What Is Tarot?

Origin, practice, and what a reading actually does

The Word Itself

Tarot is pronounced tah-ROH, with a silent T. The word likely derives from the Italian tarocchi, the name for the trump cards in a game played across northern Italy since the mid-fifteenth century. Before it became a tool for divination, tarot was a card game—and a popular one.

Where It Comes From

The earliest known tarot decks date to the 1440s in Milan, Ferrara, and Bologna. These were hand-painted luxury objects commissioned by noble families, not fortune-telling devices. The Visconti-Sforza deck, painted for the Duke of Milan, is the oldest surviving set. The standard structure—78 cards split into 22 Major Arcana and 56 Minor Arcana—was established by the early sixteenth century and has remained essentially unchanged.

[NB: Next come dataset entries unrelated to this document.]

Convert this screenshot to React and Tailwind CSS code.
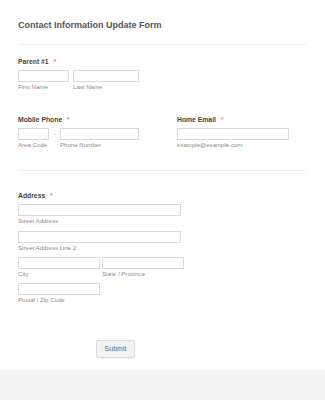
export default function App() {
  const font = { fontFamily: '"Liberation Sans", Arial, sans-serif' };
  const input = 'h-[12px] border border-[#d9d9d9] bg-white';
  const sub = 'mt-[1px] text-[6.1px] leading-[8px] text-[#8c8c8c] whitespace-nowrap';
  const label = 'text-[6.8px] leading-[9px] font-bold text-[#444]';

  return (
    <div className="w-[325px] h-[400px] bg-white flex flex-col" style={font}>
      <div className="px-[18px]">
        {/* Title */}
        <h1 className="mt-[19px] text-[9px] leading-[12px] font-bold text-[#555]">
          Contact Information Update Form
        </h1>
        <div className="mt-[13px] h-px bg-[#ececec]" />

        {/* Parent */}
        <p className={`mt-[12px] ${label}`}>
          Parent #1 <span className="ml-[3px] text-[#e05050] font-normal">*</span>
        </p>
        <div className="mt-[4px] flex gap-[4px]">
          <div className="w-[51px]">
            <div className={input} />
            <p className={sub}>First Name</p>
          </div>
          <div className="w-[66px]">
            <div className={input} />
            <p className={sub}>Last Name</p>
          </div>
        </div>

        {/* Phone + Email */}
        <div className="mt-[24px] flex">
          <div className="w-[159px]">
            <p className={label}>
              Mobile Phone <span className="ml-[3px] text-[#e05050] font-normal">*</span>
            </p>
            <div className="mt-[4px] flex">
              <div className="w-[31px]">
                <div className={input} />
                <p className={sub}>Area Code</p>
              </div>
              <span className="w-[11px] text-center text-[7px] leading-[12px] text-[#999]">-</span>
              <div className="w-[79px]">
                <div className={input} />
                <p className={sub}>Phone Number</p>
              </div>
            </div>
          </div>
          <div className="w-[112px]">
            <p className={label}>
              Home Email <span className="ml-[3px] text-[#e05050] font-normal">*</span>
            </p>
            <div className="mt-[4px]">
              <div className={input} />
              <p className={sub}>example@example.com</p>
            </div>
          </div>
        </div>

        <div className="mt-[21px] h-px bg-[#ececec]" />

        {/* Address */}
        <p className={`mt-[20px] ${label}`}>
          Address <span className="ml-[3px] text-[#e05050] font-normal">*</span>
        </p>
        <div className="mt-[4px] w-[163px]">
          <div className={input} />
          <p className={sub}>Street Address</p>
        </div>
        <div className="mt-[6px] w-[163px]">
          <div className={input} />
          <p className={sub}>Street Address Line 2</p>
        </div>
        <div className="mt-[5px] flex gap-[2px]">
          <div className="w-[82px]">
            <div className={input} />
            <p className={sub}>City</p>
          </div>
          <div className="w-[82px]">
            <div className={input} />
            <p className={sub}>State / Province</p>
          </div>
        </div>
        <div className="mt-[5px] w-[82px]">
          <div className={input} />
          <p className={sub}>Postal / Zip Code</p>
        </div>

        {/* Submit */}
        <div className="mt-[30px] pl-[78px]">
          <button className="w-[39px] h-[18px] rounded-[2px] border border-[#dcdcdc] bg-[#f2f2f2] text-[7px] text-[#666] shadow-[0_1px_1px_rgba(0,0,0,0.05)]">
            Submit
          </button>
        </div>
      </div>

      <div className="mt-auto h-[30px] bg-[#f3f3f3]" />
    </div>
  );
}
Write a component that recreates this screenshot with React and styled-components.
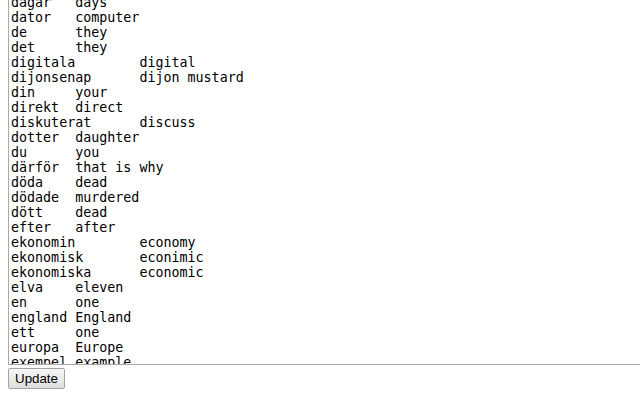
import React from 'react';
import styled, { createGlobalStyle } from 'styled-components';

const GlobalStyle = createGlobalStyle`
    html, body {
        margin: 0;
        padding: 0;
        background: #ffffff;
        overflow: hidden;
    }
    body {
        padding: 0 8px;
    }
`

const words = [
    ['dagar', 'days'],
    ['dator', 'computer'],
    ['de', 'they'],
    ['det', 'they'],
    ['digitala', 'digital'],
    ['dijonsenap', 'dijon mustard'],
    ['din', 'your'],
    ['direkt', 'direct'],
    ['diskuterat', 'discuss'],
    ['dotter', 'daughter'],
    ['du', 'you'],
    ['därför', 'that is why'],
    ['döda', 'dead'],
    ['dödade', 'murdered'],
    ['dött', 'dead'],
    ['efter', 'after'],
    ['ekonomin', 'economy'],
    ['ekonomisk', 'econimic'],
    ['ekonomiska', 'economic'],
    ['elva', 'eleven'],
    ['en', 'one'],
    ['england', 'England'],
    ['ett', 'one'],
    ['europa', 'Europe'],
    ['exempel', 'example'],
    ['fader', 'father'],
]

const Editor = styled.div`
    height: 365px;
    width: calc(100% + 8px);
    box-sizing: border-box;
    border-left: 1px solid #a9a9a9;
    border-bottom: 1px solid #a9a9a9;
    overflow: hidden;
`

const WordList = styled.pre`
    margin: 0;
    padding: 0 2px;
    font-family: "DejaVu Sans Mono", monospace;
    font-size: 13.33px;
    line-height: 15px;
    color: #000000;
    tab-size: 8;
    white-space: pre;
`

const Toolbar = styled.div`
    display: flex;
    padding-top: 3px;
`

const Button = styled.button`
    height: 21px;
    padding: 0 6px;
    font-family: "Liberation Sans", Arial, sans-serif;
    font-size: 13.33px;
    color: #000000;
    border: 1px solid #a3a3a3;
    border-radius: 2px;
    background: linear-gradient(#f6f6f6, #dedede);
`

const App = () => (
    <>
        <GlobalStyle />
        <Editor>
            <WordList style={{ marginTop: -5 }}>
                {words.map(([sv, en]) => `${sv}\t${en}`).join('\n')}
            </WordList>
        </Editor>
        <Toolbar>
            <Button>Update</Button>
        </Toolbar>
    </>
)

export default App;
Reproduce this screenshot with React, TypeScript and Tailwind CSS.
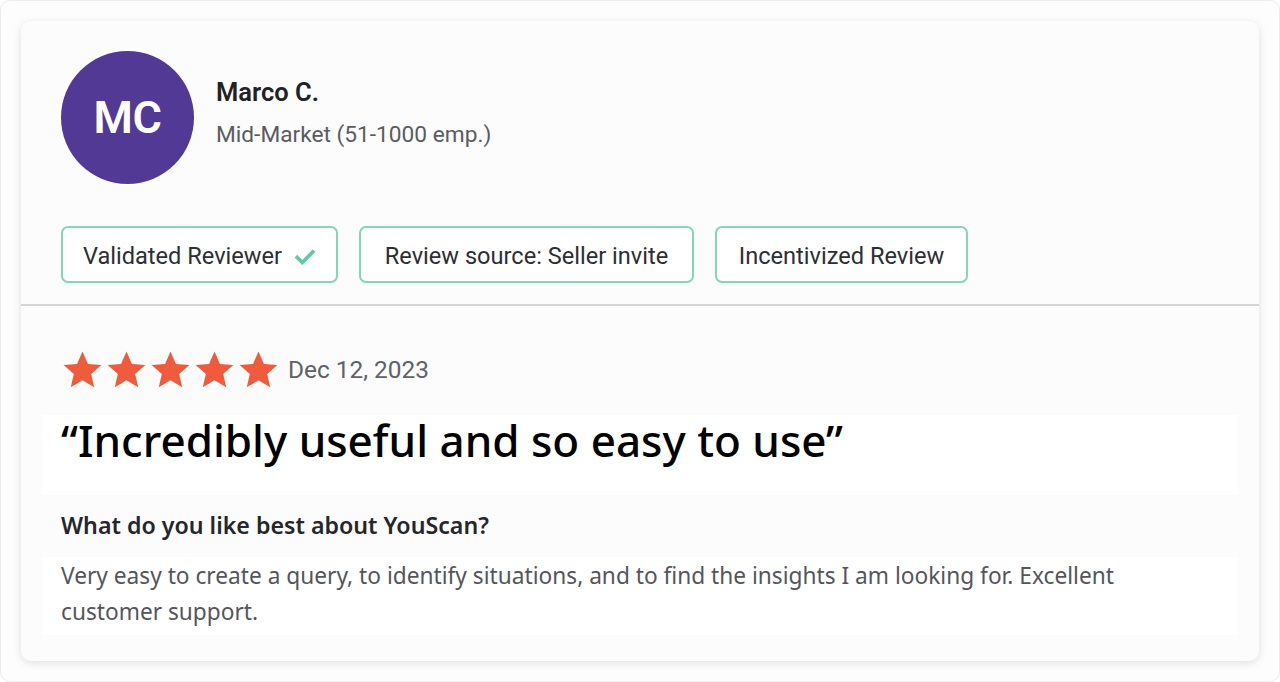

Tarot's association with divination began in the late eighteenth century, when French occultists like Antoine Court de Gébelin proposed that the cards encoded ancient Egyptian wisdom. They didn't—that was entirely made up—but the idea stuck, and within a few decades tarot had been fully adopted by esoteric traditions across Europe. The Rider-Waite-Smith deck, published in 1909, made tarot accessible to a mass audience for the first time by illustrating every card with symbolic imagery, not just the trumps.

How a Deck Is Structured

A standard tarot deck contains 78 cards. The 22 Major Arcana represent archetypal life passages—The Fool's journey from innocence through experience to integration. The 56 Minor Arcana are divided into four suits (Wands, Cups, Swords, Pentacles), each running from Ace through Ten plus four court cards (Page, Knight, Queen, King). The suits correspond roughly to the classical elements: fire, water, air, and earth.

What Happens in a Reading

A tarot reading is structured around a spread—a specific arrangement of cards where each position carries a defined meaning. A simple three-card spread might represent past, present, and future. A Celtic Cross uses ten cards to examine a situation from every angle. The reader interprets each card in context: what it means in that position, how it relates to the cards around it, and what pattern emerges from the whole layout.

Cards can appear upright or reversed (upside-down), which modifies their meaning. A reversed card doesn't mean the opposite of the upright meaning—it usually indicates that the energy of the card is blocked, internalized, or working in a subtler way.

What Tarot Is Not

Tarot does not predict a fixed future. It reads the energies present now and the trajectories they suggest. A good reading tells you what you're working with, not what will happen to you. The value is in the clarity—seeing your situation mapped out in symbolic language often reveals what you already knew but hadn't been able to articulate.

Whether you approach tarot as a spiritual practice, a psychological tool, or simply a framework for structured reflection, the mechanism is the same: the cards give you a language for the things that are hard to say plainly.